The only modifications needed for it to work are in the local variables. Here's how the lambda.tf configuration should look like:
# Define local variables for subnet ID, security group, and lambda function name.
locals {
subnet_id = ["subnet-00000"]
security_group = ["sg-00000"]
lambda_function_name = "test_node_hc"
}
# Create an archive file containing the Lambda function code.
data "archive_file" "lambda_hc_zip" {
type = "zip"
source_file = "lambda_function.py"
output_path = "healthcheck_function.zip"
}
# Define an AWS Lambda function resource.
resource "aws_lambda_function" "lambda" {
function_name = "${local.lambda_function_name}_function"
filename = data.archive_file.lambda_hc_zip.output_path
source_code_hash = data.archive_file.lambda_hc_zip.output_base64sha256
role = aws_iam_role.lambda_role.arn
handler = "lambda_function.lambda_handler"
runtime = "python3.7"
timeout = 20
vpc_config {
subnet_ids = "${local.subnet_id}"
security_group_ids = "${local.security_group}"
}
}
# Define an AWS CloudWatch event rule to schedule the Lambda function.
resource "aws_cloudwatch_event_rule" "lambda_event" {
name = "run_${local.lambda_function_name}_function"
description = "Schedule lambda function"
schedule_expression = "rate(1 minute)"
}
# Define an AWS CloudWatch event target to associate with the Lambda function.
resource "aws_cloudwatch_event_target" "lambda_function_target" {
target_id = "${local.lambda_function_name}_function_target"
rule = aws_cloudwatch_event_rule.lambda_event.name
arn = aws_lambda_function.lambda.arn
}
# Define an AWS Lambda permission to allow execution from CloudWatch events.
resource "aws_lambda_permission" "allow_cloudwatch" {
statement_id = "AllowExecutionFromCloudWatch"

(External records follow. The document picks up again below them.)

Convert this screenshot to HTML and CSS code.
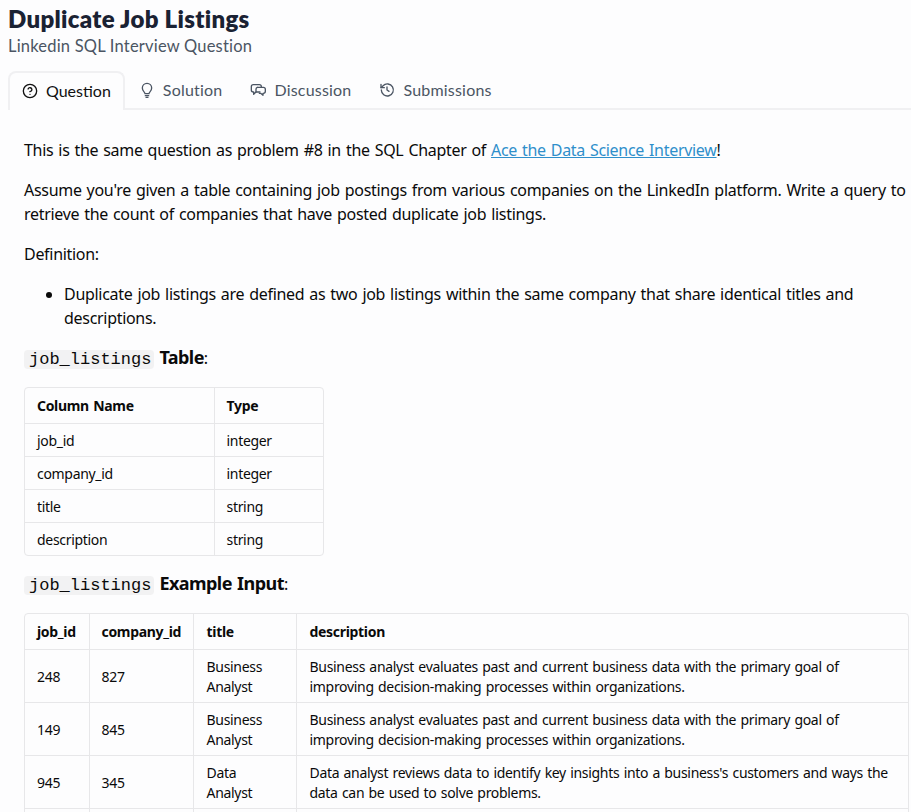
FILE: index.html
```html
<!DOCTYPE html>
<html lang="en">
<head>
<meta charset="utf-8">
<title>Duplicate Job Listings</title>
<link rel="stylesheet" href="styles.css">
</head>
<body>
<header class="head">
  <h1 class="title">Duplicate Job Listings</h1>
  <p class="subtitle">Linkedin SQL Interview Question</p>
</header>
<nav class="tabs">
  <a class="tab tab-active">
    <svg class="icon" viewBox="0 0 24 24"><circle cx="12" cy="12" r="10"/><path d="M9.100 9a3 3 0 0 1 5.800 1c0 2-3 3-3 3"/><path d="M12 17h.01"/></svg>
    <span>Question</span>
  </a>
  <a class="tab">
    <svg class="icon" viewBox="0 0 24 24"><path d="M9.500 20.500h5M10.500 23h3"/><path d="M9 17.500c0-2.500-4-3.500-4-8.500a7 7 0 0 1 14 0c0 5-4 6-4 8.500z"/></svg>
    <span>Solution</span>
  </a>
  <a class="tab">
    <svg class="icon" viewBox="0 0 24 24"><path d="M15 15H9l-3.500 3.500V15H5a3 3 0 0 1-3-3V7a3 3 0 0 1 3-3h9a3 3 0 0 1 3 3v1"/><path d="M11 8h9a3 3 0 0 1 3 3v3a3 3 0 0 1-3 3h-.5v3L16 17h-2"/><path d="M11 8a3 3 0 0 0-2 3v4"/></svg>
    <span>Discussion</span>
  </a>
  <a class="tab">
    <svg class="icon" viewBox="0 0 24 24"><path d="M3.500 12a9 9 0 1 0 2.600-6.400L3 8.500"/><path d="M3 3.500v5h5"/><path d="M12 7.500V12l3 2"/></svg>
    <span>Submissions</span>
  </a>
</nav>
<main class="content">
  <p>This is the same question as problem #8 in the SQL Chapter of <a class="link">Ace the Data Science Interview</a>!</p>
  <p>Assume you're given a table containing job postings from various companies on the LinkedIn platform. Write a query to retrieve the count of companies that have posted duplicate job listings.</p>
  <p>Definition:</p>
  <ul class="list"><li>Duplicate job listings are defined as two job listings within the same company that share identical titles and descriptions.</li></ul>
  <p class="tbl-head"><code class="code">job_listings</code> <strong class="strong">Table</strong>:</p>
  <div class="table-wrap table-small">
    <table>
      <thead><tr><th class="c-name">Column Name</th><th>Type</th></tr></thead>
      <tbody>
        <tr><td>job_id</td><td>integer</td></tr>
        <tr><td>company_id</td><td>integer</td></tr>
        <tr><td>title</td><td>string</td></tr>
        <tr><td>description</td><td>string</td></tr>
      </tbody>
    </table>
  </div>
  <p class="tbl-head"><code class="code">job_listings</code> <strong class="strong">Example Input</strong>:</p>
  <div class="table-wrap table-wide">
    <table>
      <thead><tr><th class="c1">job_id</th><th class="c2">company_id</th><th class="c3">title</th><th>description</th></tr></thead>
      <tbody>
        <tr><td>248</td><td>827</td><td>Business Analyst</td><td>Business analyst evaluates past and current business data with the primary goal of improving decision-making processes within organizations.</td></tr>
        <tr><td>149</td><td>845</td><td>Business Analyst</td><td>Business analyst evaluates past and current business data with the primary goal of improving decision-making processes within organizations.</td></tr>
        <tr><td>945</td><td>345</td><td>Data Analyst</td><td>Data analyst reviews data to identify key insights into a business's customers and ways the data can be used to solve problems.</td></tr>
        <tr class="row-clipped"><td></td><td></td><td></td><td></td></tr>
      </tbody>
    </table>
  </div>
</main>
</body>
</html>
```
FILE: styles.css
```css
html, body { margin: 0; padding: 0; height: 812px; overflow: hidden; }
body { background: #fdfdfe; color: #0a0a0a; font-family: "Noto Sans", sans-serif; font-size: 16px; line-height: 24px; letter-spacing: -0.3px; word-spacing: 1.1px; }
.head { padding: 3px 8px 0; letter-spacing: 0; word-spacing: 0; }
.title { margin: 0; font: 800 24px/32px "Lato", "Open Sans", sans-serif; letter-spacing: 0.3px; color: #1a2233; }
.subtitle { margin: 0; font: 400 16.5px/22px "Lato", "Open Sans", sans-serif; letter-spacing: 0.2px; color: #4b5563; }
.tabs { display: flex; margin: 14px 0 0 8px; height: 37px; border-bottom: 2px solid #f0f0f2; letter-spacing: 0; word-spacing: 0; }
.tab { display: flex; align-items: center; gap: 8px; padding: 0 12px 2px; height: 37px; box-sizing: border-box; color: #4b5563; font-family: "Lato", sans-serif; font-size: 16px; letter-spacing: 0.2px; border: 2px solid transparent; border-bottom: 0; }
.tab-active { color: #111; letter-spacing: 0; background: #fdfdfe; border-color: #f0f0f2; border-radius: 8px 8px 0 0; height: 39px; padding-top: 0; padding-bottom: 1px; position: relative; }
.icon { width: 16px; height: 16px; fill: none; stroke: currentColor; stroke-width: 2; stroke-linecap: round; stroke-linejoin: round; }
.content { padding: 0 0 0 24px; }
.content p { margin: 16px 0 0; }
.content p:first-child { margin-top: 28px; }
.link { color: #2f8fcb; text-decoration: underline; }
.list { margin: 16px 0 0; padding: 0 40px; }
.code { font-family: "Liberation Mono", monospace; font-size: 17px; line-height: 1; letter-spacing: 0; word-spacing: 0; background: #f2f2f3; border-radius: 4px; padding: 0 3px 0 5px; }
.strong { font-size: 18px; line-height: 1; font-weight: 700; letter-spacing: -0.55px; }
.table-wrap { margin-top: 17px; border: 1px solid #e7e7e9; border-radius: 4px; }
.table-small { width: 298px; }
.table-wide { width: 883px; }
table { border-collapse: collapse; table-layout: fixed; width: 100%; font-size: 14px; line-height: 20px; letter-spacing: -0.31px; word-spacing: 0.96px; }
th, td { box-sizing: border-box; padding: 6px 12px; text-align: left; border-left: 1px solid #e7e7e9; border-top: 1px solid #e7e7e9; }
td { padding: 7px 12px 5px; }
th { font-weight: 700; line-height: 23px; border-top: 0; }
th:first-child, td:first-child { border-left: 0; }
.table-wide th:nth-child(n+3), .table-wide td:nth-child(n+3) { padding-left: 13px; }
.row-clipped td { height: 53px; }
.c-name { width: 189px; }
.c1 { width: 64px; }
.c2 { width: 104px; }
.c3 { width: 103px; }
```
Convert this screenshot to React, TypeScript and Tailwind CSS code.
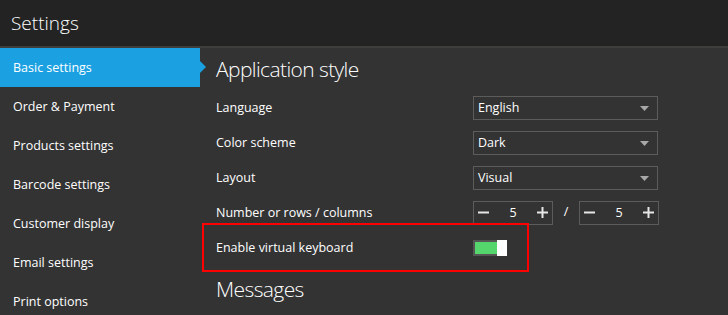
const menu = [
  "Basic settings",
  "Order & Payment",
  "Products settings",
  "Barcode settings",
  "Customer display",
  "Email settings",
  "Print options",
];

function Select({ value }: { value: string }) {
  return (
    <div className="flex h-[24px] w-[185px] items-center justify-between border border-[#5c5c5a] pl-[4px] pr-[8px] pt-[1px] text-[12.5px] text-white">
      <span>{value}</span>
      <svg width="9" height="5" viewBox="0 0 9 5">
        <path d="M0 0h9L4.5 5z" fill="#a8a8a8" />
      </svg>
    </div>
  );
}

function Spinner() {
  return (
    <div className="flex h-[24px] w-[80px] items-center justify-between border border-[#5c5c5a] px-[4px] text-[12.5px] text-white">
      <svg width="11" height="11" viewBox="0 0 11 11">
        <path d="M0 5.5h11" stroke="#e6e6e6" strokeWidth="2" />
      </svg>
      <span className="pt-[1px]">5</span>
      <svg width="11" height="11" viewBox="0 0 11 11">
        <path d="M0 5.5h11M5.5 0v11" stroke="#e6e6e6" strokeWidth="2" />
      </svg>
    </div>
  );
}

function Row({ label, children }: { label: string; children: React.ReactNode }) {
  return (
    <div className="flex h-[35px] items-center">
      <div className="w-[257px] pt-[2px] text-[12.5px] text-white">{label}</div>
      {children}
    </div>
  );
}

export default function App() {
  return (
    <div className="relative h-[315px] w-[728px] overflow-hidden bg-[#333333] font-['Segoe_UI','Open_Sans',sans-serif]">
      <div className="flex h-[48px] items-center border-b-2 border-[#3e3e3c] bg-[#232323] pl-[11px] text-[19px] font-light text-white">
        Settings
      </div>
      <div className="flex">
        <div className="w-[200px]">
          {menu.map((item, i) => (
            <div
              key={item}
              className={`relative flex h-[39px] items-center pl-[13px] pt-[2px] text-[12.5px] text-white ${i === 0 ? "bg-[#1ba1e2]" : ""}`}
            >
              {item}
              {i === 0 ? (
                <div className="absolute right-[-6px] top-[13px] h-0 w-0 border-y-[6px] border-l-[6px] border-y-transparent border-l-[#1ba1e2]" />
              ) : null}
            </div>
          ))}
        </div>
        <div className="flex-1 pl-[16px]">
          <div className="flex h-[42px] items-center pt-[2px] text-[21px] font-light tracking-[-0.6px] text-white">
            Application style
          </div>
          <Row label="Language">
            <Select value="English" />
          </Row>
          <Row label="Color scheme">
            <Select value="Dark" />
          </Row>
          <Row label="Layout">
            <Select value="Visual" />
          </Row>
          <Row label="Number or rows / columns">
            <Spinner />
            <span className="w-[26px] text-center text-[12.5px] text-white">/</span>
            <Spinner />
          </Row>
          <Row label="Enable virtual keyboard">
            <div className="flex h-[16px] items-stretch">
              <div className="w-[24px] border-2 border-r-0 border-[#555555] bg-[#54d66c]" />
              <div className="w-[10px] bg-white" />
            </div>
          </Row>
          <div className="mt-[3px] flex h-[42px] items-center pt-[2px] text-[21px] font-light tracking-[-0.6px] text-white">
            Messages
          </div>
        </div>
      </div>
      <div className="absolute left-[202px] top-[223px] h-[49px] w-[327px] border-2 border-[#ff0000]" />
    </div>
  );
}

action = "lambda:InvokeFunction"
function_name = aws_lambda_function.lambda.function_name
principal = "events.amazonaws.com"
source_arn = aws_cloudwatch_event_rule.lambda_event.arn
}Next, we’ll set up CloudWatch alerts for the metrics in our CloudWatch LambdaCustomHC Metric namespace. These alerts will play a crucial role in the Route 53 Healthchecks configuration, which we'll cover later.
If you haven't made any changes to the CloudWatch-related configuration in the lambda_function.py file, the cloudwatch.tf file should look like this:
resource "aws_cloudwatch_metric_alarm" "first_node_cw_alert" {
alarm_name = "test_node_1_lambda_hc_alert"
comparison_operator = "LessThanThreshold"
evaluation_periods = "1"
metric_name = "test_node_1_availability"
namespace = "LambdaCustomHC"
period = "60"
statistic = "Maximum"
threshold = "1"
alarm_description = "This metric monitors service availability"
}
resource "aws_cloudwatch_metric_alarm" "second_node_cw_alert" {
alarm_name = "test_node_2_lambda_hc_alert"
comparison_operator = "LessThanThreshold"
evaluation_periods = "1"
metric_name = "test_node_2_availability"
namespace = "LambdaCustomHC"
period = "60"
statistic = "Maximum"
threshold = "1"
alarm_description = "This metric monitors service availability"
}
resource "aws_cloudwatch_metric_alarm" "third_node_cw_alert" {
alarm_name = "test_node_3_lambda_hc_alert"
comparison_operator = "LessThanThreshold"
evaluation_periods = "1"
metric_name = "test_node_3_availability"
namespace = "LambdaCustomHC"
period = "60"
statistic = "Maximum"
threshold = "1"
alarm_description = "This metric monitors service availability"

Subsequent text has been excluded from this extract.